## What you should do
Pick every line from the data that holds the word "index".

## Material provided

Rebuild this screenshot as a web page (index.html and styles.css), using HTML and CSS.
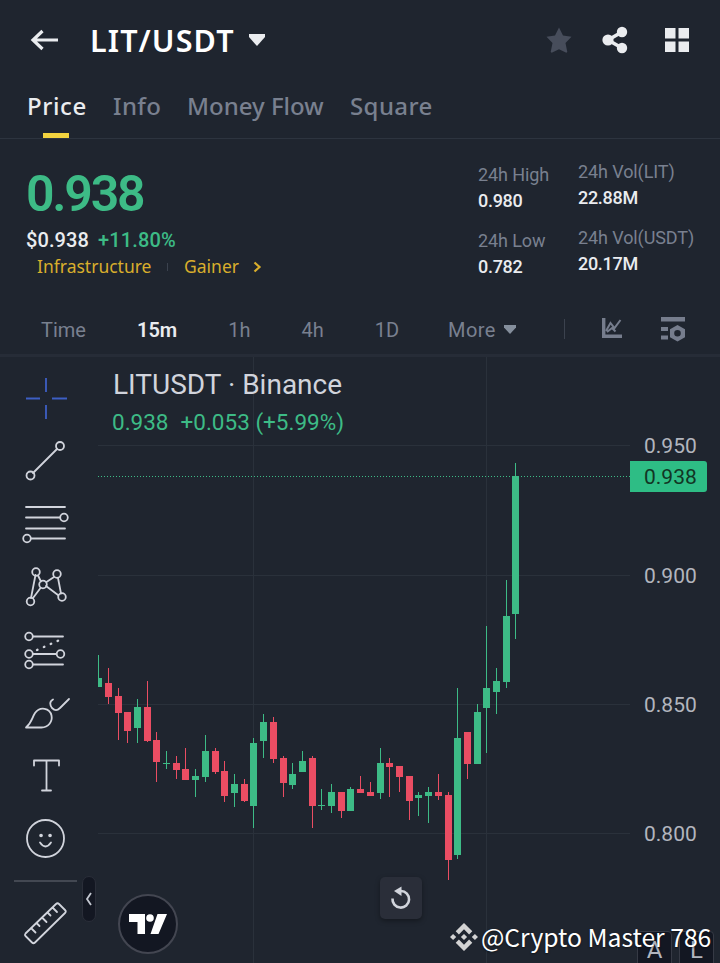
FILE: index.html
```html
<!DOCTYPE html>
<html lang="en">
<head>
    <meta charset="UTF-8">
    <meta name="viewport" content="width=device-width, initial-scale=1.0">
    <title>LIT/USDT</title>
    <link rel="stylesheet" href="styles.css">
</head>
<body>

    <div class="screen">
        <!-- Header -->
        <header class="header">
            <svg class="back" width="28" height="22" viewBox="0 0 28 22"><path d="M12.500 2 3 11l9.500 9M3.500 11H28" fill="none" stroke="#eaecef" stroke-width="3.200"/></svg>
            <h1 class="pair">LIT/USDT</h1>
            <svg class="caret" width="18" height="14" viewBox="0 0 18 14"><path d="M1 1h16v3L9 13 1 4z" fill="#eaecef"/></svg>
            <div class="header-icons">
                <svg width="28" height="28" viewBox="0 0 28 28"><path d="M14 1.500 18 9.500l8.500 1.200-6 6.200 1.800 9.100-1 .700L14 23.200l-7.300 3.500-1-.700 1.800-9.100-6-6.200L10 9.500z" fill="#474d5b"/></svg>
                <svg width="28" height="28" viewBox="0 0 28 28"><path d="M21 6 7 14l14 8" fill="none" stroke="#eaecef" stroke-width="3.600"/><circle cx="21" cy="6" r="5.200" fill="#eaecef"/><circle cx="7" cy="14" r="5.600" fill="#eaecef"/><circle cx="21" cy="22" r="5.200" fill="#eaecef"/></svg>
                <svg class="grid-icon" width="26" height="26" viewBox="0 0 26 26"><path d="M1 1h10.500v10.500H1zM14.500 1H25v10.500H14.500zM1 14.500h10.500V25H1zM14.500 14.500H25V25H14.500z" fill="#eaecef"/></svg>
            </div>
        </header>

        <!-- Tabs -->
        <nav class="tabs">
            <a class="tab tab-price active">Price</a>
            <a class="tab tab-info">Info</a>
            <a class="tab tab-flow">Money Flow</a>
            <a class="tab tab-square">Square</a>
        </nav>

        <!-- Ticker -->
        <section class="ticker">
            <div class="ticker-main">
                <div class="last-price">0.938</div>
                <div class="fiat"><span class="fiat-price">$0.938</span><span class="change">+11.80%</span></div>
                <div class="tags">
                    <span class="tag-infra">Infrastructure</span>
                    <span class="tag-divider"></span>
                    <span class="tag-gainer">Gainer</span>
                    <svg width="9" height="12" viewBox="0 0 9 12"><path d="M1.500 1.500 6.500 6l-5 4.500" fill="none" stroke="#d9ae2c" stroke-width="2.200"/></svg>
                </div>
            </div>
            <div class="stats stats-range">
                <div class="stat"><span class="label">24h High</span><span class="value">0.980</span></div>
                <div class="stat"><span class="label">24h Low</span><span class="value">0.782</span></div>
            </div>
            <div class="stats">
                <div class="stat"><span class="label">24h Vol(LIT)</span><span class="value">22.88M</span></div>
                <div class="stat"><span class="label">24h Vol(USDT)</span><span class="value">20.17M</span></div>
            </div>
        </section>

        <!-- Intervals -->
        <nav class="intervals">
            <a class="interval">Time</a>
            <a class="interval selected">15m</a>
            <a class="interval">1h</a>
            <a class="interval">4h</a>
            <a class="interval">1D</a>
            <a class="interval more">More <svg width="12" height="9" viewBox="0 0 12 9"><path d="M0 0h12v2.500L6 9 0 2.500z" fill="#848e9c"/></svg></a>
            <span class="interval-divider"></span>
            <svg class="indicator" width="20" height="20" viewBox="0 0 20 20" fill="none" stroke="#767d8d"><path d="M1.700 0v18.200H20" stroke-width="3.400"/><path d="m4 13 4.500-8 4 5 6-8M5 14l5-4 3.500 3.500" stroke-width="2"/></svg>
            <svg class="settings" width="26" height="26" viewBox="0 0 26 26"><path d="M1 1h24v4.500H1zM1 11h7v4H1zM1 19.500h7v4H1z" fill="#767d8d"/><path fill-rule="evenodd" d="m17.500 9 7.500 4.200v8L17.500 25.500 10 21.200v-8zM17.500 14a3.300 3.300 0 1 0 0 6.600 3.300 3.300 0 0 0 0-6.600z" fill="#767d8d"/></svg>
        </nav>

        <!-- Chart -->
        <main class="chart-panel">
            <aside class="tools">
                <svg class="tool cross" viewBox="0 0 60 63"><path d="M31 11v14M31 38v14M11 31.500h14M37 31.500h15"/></svg>
                <svg class="tool" viewBox="0 0 60 63"><path d="m18 43 24-24"/><circle cx="15.500" cy="45.500" r="4"/><circle cx="45" cy="16" r="4"/></svg>
                <svg class="tool" viewBox="0 0 60 63"><path d="M11 14h39M11 24.500h34M11 35.500h39M16 45.500h34"/><circle cx="49" cy="24.500" r="3.800"/><circle cx="12" cy="45.500" r="3.800"/></svg>
                <svg class="tool" viewBox="0 0 60 63"><path d="m16 42 4.500-23M23 19.500l3 6M18 42l7.500-10M31.500 26l7.500-5M43 22l3 15.500M31 30l12 9"/><circle cx="21" cy="16" r="3.800"/><circle cx="42" cy="18" r="3.800"/><circle cx="28" cy="28.500" r="3.800"/><circle cx="15.500" cy="45.500" r="3.800"/><circle cx="47" cy="41" r="3.800"/></svg>
                <svg class="tool" viewBox="0 0 60 63"><path d="M18 17.500h30M18 35h23M18 45.500h30"/><path d="m22 31 25-11" stroke-width="2.400" stroke-dasharray=".5 7"/><circle cx="14" cy="17.500" r="3.800"/><circle cx="14" cy="35" r="3.800"/><circle cx="45.500" cy="35" r="3.800"/><circle cx="14" cy="45.500" r="3.800"/></svg>
                <svg class="tool" viewBox="0 0 60 63"><path d="M11 45.500c6-5 6-10 9-14.500 5-7 15-5 16.500 2.500 1.200 6-3 12-10 12zM38 17.500c-4 2-3 6-1 8.500 3 3 5 3 8 0l9-9"/></svg>
                <svg class="tool" viewBox="0 0 60 63"><path d="M19 20.500v-5h25v5M31.500 15.500v30M27 45.500h9"/></svg>
                <svg class="tool" viewBox="0 0 60 63"><circle cx="30.500" cy="30.500" r="18.500"/><path d="M25 34.500q5.500 8 11 0"/><path d="M26 27.500h.1M35 27.500h.1" stroke-width="3.600"/></svg>
                <div class="tools-line"></div>
                <svg class="tool ruler" viewBox="0 0 60 63"><path d="M10.500 42.500 41 13q1.500-1.500 3 0l6 6q1.500 1.500 0 3L20 51.500q-1.500 1.500-3 0l-6.500-6.500q-1.200-1.200 0-2.500zM16 37l4.500 4.500M21.500 32l3 3M27 26.500l4.500 4.500M32.500 21.500l3 3M37.500 16.500 42 21"/></svg>
            </aside>
            <div class="chart">
                <svg id="candles" width="622" height="606" viewBox="98 357 622 606"></svg>
                <div class="legend">
                    <div class="symbol">LITUSDT · Binance</div>
                    <div class="quote"><span>0.938</span><span>+0.053 (+5.99%)</span></div>
                </div>
            </div>

            <div class="collapse"><svg width="8" height="14" viewBox="0 0 8 14"><path d="M6 1 2 7l4 6" fill="none" stroke="#c3c7d0" stroke-width="1.800"/></svg></div>
            <div class="tv-logo"><svg width="38" height="20" viewBox="0 0 38 20" fill="#fff"><path d="M0 0h16v20H8.500V8H0zM28.500 0H38l-8.500 20h-8z"/><circle cx="21" cy="4" r="3.800"/></svg></div>
            <div class="reset"><svg width="22" height="24" viewBox="0 0 22 24"><path d="M2.500 12.500A8.300 8.300 0 1 0 11 5H8" fill="none" stroke="#d1d4dc" stroke-width="2.600"/><path d="m4 5 7.500-4.500V10z" fill="#d1d4dc"/></svg></div>
            <div class="scale-buttons"><span>A</span><span>L</span></div>
            <div class="watermark">
                <svg width="28" height="28" viewBox="0 0 28 28" fill="#d3d3d3"><path d="m14 0 8.300 8.300-3.200 3.200L14 6.300 8.900 11.500 5.700 8.300zM14 28l8.300-8.300-3.200-3.200-5.100 5.200-5.100-5.200-3.200 3.200zM14 10.900l3.100 3.100-3.100 3.100-3.100-3.100zM3.100 10.900 6.200 14l-3.100 3.100L0 14zM24.900 10.900 28 14l-3.100 3.100-3.100-3.100z"/></svg>
                <span>@Crypto Master 786</span>
            </div>
        </main>
    </div>

    <script src="chart.js"></script>
</body>
</html>
```
FILE: styles.css
```css
/* General Styles */
* {
    margin: 0;
    padding: 0;
    box-sizing: border-box;
}

body {
    font-family: Roboto, sans-serif;
    background: #1f252f;
    color: #eaecef;
}

svg {
    display: block;
    flex: none;
}

.screen {
    width: 720px;
    height: 963px;
    overflow: hidden;
    white-space: nowrap;
}

/* Header */
.header {
    display: flex;
    align-items: center;
    height: 80px;
    padding: 0 30px;
}

.pair {
    width: 143px;
    margin: 0 15px 1px 32px;
    font-family: "Noto Sans", sans-serif;
    font-size: 30.5px;
    font-weight: 600;
    letter-spacing: 1.1px;
    color: #fff;
}

.header-icons {
    display: flex;
    align-items: center;
    gap: 28px;
    margin-left: auto;
}

.grid-icon {
    margin-left: 7px;
}

/* Tabs */
.tabs {
    display: flex;
    gap: 27px;
    height: 59px;
    padding: 8px 27px 0;
    border-bottom: 1px solid #2d343f;
}

.tab {
    position: relative;
    font-family: "Noto Sans", sans-serif;
    font-size: 24px;
    font-weight: 500;
    line-height: 36px;
    color: #79808f;
}

.tab-price {
    width: 59px;
    letter-spacing: 0.6px;
}

.tab-info {
    width: 47px;
    letter-spacing: 0.4px;
}

.tab-flow {
    width: 136px;
}

.tab-square {
    letter-spacing: 0.4px;
}

.tab.active {
    color: #eaecef;
}

.tab.active::after {
    content: "";
    position: absolute;
    left: 16px;
    top: 45px;
    width: 26px;
    height: 5px;
    background: #f3d33f;
}

/* Ticker */
.ticker {
    display: flex;
    height: 162px;
    padding: 20px 26px 0;
}

.ticker-main {
    flex: none;
    width: 452px;
}

.last-price {
    height: 69px;
    font-size: 50px;
    font-weight: 600;
    letter-spacing: -2.2px;
    line-height: 70px;
    color: #3dbb86;
}

.fiat {
    display: flex;
    gap: 9px;
    font-size: 20px;
    font-weight: 500;
    line-height: 24px;
}

.fiat-price {
    letter-spacing: 0.1px;
}

.change {
    letter-spacing: 0.15px;
    color: #3dbb86;
}

.tags {
    display: flex;
    align-items: center;
    padding-left: 11px;
    font-family: "Noto Sans", sans-serif;
    font-size: 17.5px;
    line-height: 29px;
    color: #d9ae2c;
}

.tag-infra {
    width: 115px;
}

.tag-gainer {
    width: 55px;
}

.tag-divider {
    width: 1px;
    height: 8px;
    margin: 0 16px 0 15px;
    background: #3b424e;
}

.tags svg {
    margin-left: 14px;
}

.stats {
    display: flex;
    flex-direction: column;
    flex: none;
    gap: 14px;
}

.stats-range {
    width: 100px;
    padding-top: 3px;
}

.stat {
    display: flex;
    flex-direction: column;
    line-height: 26px;
}

.label {
    font-size: 18px;
    letter-spacing: -0.1px;
    color: #79808f;
}

.value {
    font-size: 18px;
    font-weight: 500;
    letter-spacing: -0.3px;
}

/* Intervals */
.intervals {
    display: flex;
    align-items: center;
    height: 56px;
    padding: 4px 34px 0 41px;
    border-bottom: 3px solid #262c37;
    font-size: 20px;
    color: #79808f;
}

.interval {
    margin-right: 51px;
}

.selected {
    font-weight: 600;
    color: #eaecef;
}

.more {
    display: flex;
    align-items: center;
    gap: 8px;
    margin-left: -2px;
    margin-right: 0;
    letter-spacing: 0.4px;
}

.interval-divider {
    width: 1px;
    height: 20px;
    margin: 0 37px 2px auto;
    background: #3b424e;
}

.indicator {
    margin-bottom: 3px;
}

.settings {
    margin: 0 0 1px 38px;
}

/* Chart */
.chart-panel {
    position: relative;
    display: flex;
    height: 606px;
}

.tools {
    width: 98px;
    padding: 10px 0 0 15px;
}

.tool {
    width: 60px;
    height: 63px;
    fill: none;
    stroke: #d1d4dc;
    stroke-width: 1.8;
    stroke-linecap: round;
    stroke-linejoin: round;
}

.cross {
    stroke: #3d5fc4;
    stroke-linecap: butt;
}

.tools-line {
    width: 63px;
    height: 2px;
    margin: 9px 0 9px -1px;
    background: #434852;
}

.legend {
    position: absolute;
    left: 113px;
    top: 10px;
}

.symbol {
    font-size: 28px;
    line-height: 36px;
    color: #d1d4dc;
}

.quote {
    display: flex;
    gap: 12px;
    margin-left: -1px;
    font-size: 22.5px;
    line-height: 38px;
    color: #3dbb86;
}

.grid {
    stroke: #2a313b;
}

.up {
    fill: #3dbb86;
}

.down {
    fill: #ea4d63;
}

.price-line {
    stroke: #3dbb86;
    stroke-dasharray: 1 2;
}

.axis-label {
    font-size: 21px;
    fill: #b2b5be;
}

.axis-current {
    fill: #123524;
}

.price-tag {
    fill: #2ebd85;
}

/* Floating controls */
.collapse,
.tv-logo,
.reset {
    position: absolute;
    display: flex;
    align-items: center;
    justify-content: center;
}

.collapse {
    left: 82px;
    top: 519px;
    width: 14px;
    height: 46px;
    border: 1px solid #2a2e39;
    border-radius: 7px;
    background: #131722;
}

.tv-logo {
    left: 118px;
    top: 537px;
    width: 60px;
    height: 60px;
    border: 2px solid #434651;
    border-radius: 50%;
    background: #131722;
}

.reset {
    left: 380px;
    top: 520px;
    width: 42px;
    height: 42px;
    border-radius: 5px;
    background: #2a2e39;
    box-shadow: 0 2px 5px rgba(0, 0, 0, 0.35);
}

.scale-buttons {
    position: absolute;
    left: 637px;
    top: 574px;
    display: flex;
    gap: 7px;
}

.scale-buttons span {
    width: 35px;
    height: 40px;
    border: 1px solid #363a45;
    border-radius: 4px;
    background: #131722;
    font-size: 24px;
    line-height: 37px;
    text-align: center;
    color: #b2b5be;
}

.watermark {
    position: absolute;
    left: 450px;
    top: 563px;
    display: flex;
    align-items: center;
    gap: 3px;
    font-family: "Noto Sans CJK SC", sans-serif;
    font-size: 24.7px;
    line-height: 36px;
    color: #fff;
    text-shadow: 0 1px 2px rgba(0, 0, 0, 0.5);
}

.watermark span {
    margin-top: -2px;
}
```
FILE: chart.js
```js
// [x, high, body top, body bottom, low, direction]
const candles = [
    [108, 668, 683, 697, 704, 'down'],
    [118, 688, 696, 713, 740, 'down'],
    [127, 712, 712, 731, 743, 'down'],
    [137, 699, 707, 728, 743, 'up'],
    [147, 681, 707, 741, 742, 'down'],
    [156, 732, 740, 762, 782, 'down'],
    [166, 751, 763, 764, 769, 'up'],
    [176, 756, 763, 770, 779, 'down'],
    [185, 748, 769, 780, 780, 'down'],
    [195, 769, 776, 780, 797, 'up'],
    [205, 735, 751, 777, 782, 'up'],
    [215, 748, 751, 772, 774, 'down'],
    [224, 761, 771, 796, 802, 'down'],
    [234, 774, 784, 793, 807, 'up'],
    [244, 779, 784, 801, 802, 'down'],
    [253, 738, 743, 806, 828, 'up'],
    [263, 714, 722, 741, 758, 'up'],
    [273, 717, 722, 759, 763, 'down'],
    [283, 756, 758, 783, 797, 'down'],
    [292, 763, 774, 785, 789, 'up'],
    [302, 751, 761, 772, 772, 'up'],
    [312, 756, 758, 806, 828, 'down'],
    [321, 789, 805, 806, 810, 'up'],
    [331, 784, 792, 806, 813, 'up'],
    [341, 792, 792, 811, 818, 'down'],
    [350, 787, 789, 811, 811, 'up'],
    [360, 776, 789, 793, 793, 'down'],
    [370, 782, 792, 796, 796, 'down'],
    [380, 748, 763, 793, 799, 'up'],
    [389, 758, 763, 767, 797, 'down'],
    [399, 766, 766, 777, 792, 'down'],
    [409, 776, 776, 801, 820, 'down'],
    [418, 792, 795, 798, 816, 'up'],
    [428, 787, 792, 796, 823, 'up'],
    [438, 774, 792, 796, 800, 'down'],
    [448, 792, 795, 860, 880, 'down'],
    [457, 688, 738, 855, 859, 'up'],
    [467, 732, 732, 764, 779, 'down'],
    [477, 704, 712, 764, 764, 'up'],
    [486, 626, 688, 708, 753, 'up'],
    [496, 668, 681, 692, 714, 'up'],
    [506, 580, 616, 682, 688, 'up'],
    [515, 463, 476, 614, 639, 'up']
];

const levels = [['0.950', 445], ['0.900', 575], ['0.850', 704], ['0.800', 833]];

let out = '';
levels.forEach(([label, y]) => {
    out += `<path class="grid" d="M98 ${y + 0.5}H630"/>`;
    out += `<text class="axis-label" x="644" y="${y + 8}">${label}</text>`;
});
[253, 486].forEach(x => {
    out += `<path class="grid" d="M${x + 0.5} 357V963"/>`;
});

out += '<path class="price-line" d="M98 476.5H630"/>';

// first candle is cut off by the left edge
out += '<path class="up" d="M98 655h1v23h3v9h-4z"/>';
candles.forEach(([x, high, top, bottom, low, dir]) => {
    out += `<rect class="${dir}" x="${x}" y="${high}" width="1" height="${low - high}"/>`;
    out += `<rect class="${dir}" x="${x - 3}" y="${top}" width="7" height="${bottom - top}"/>`;
});

out += '<path class="price-tag" d="M630 461h74q3 0 3 3v25q0 3-3 3h-74z"/>';
out += '<text class="axis-label axis-current" x="644" y="484">0.938</text>';

document.getElementById('candles').innerHTML = out;
```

## Answer to this exercise
Rebuild this screenshot as a web page (index.html and styles.css), using HTML and CSS.
FILE: index.html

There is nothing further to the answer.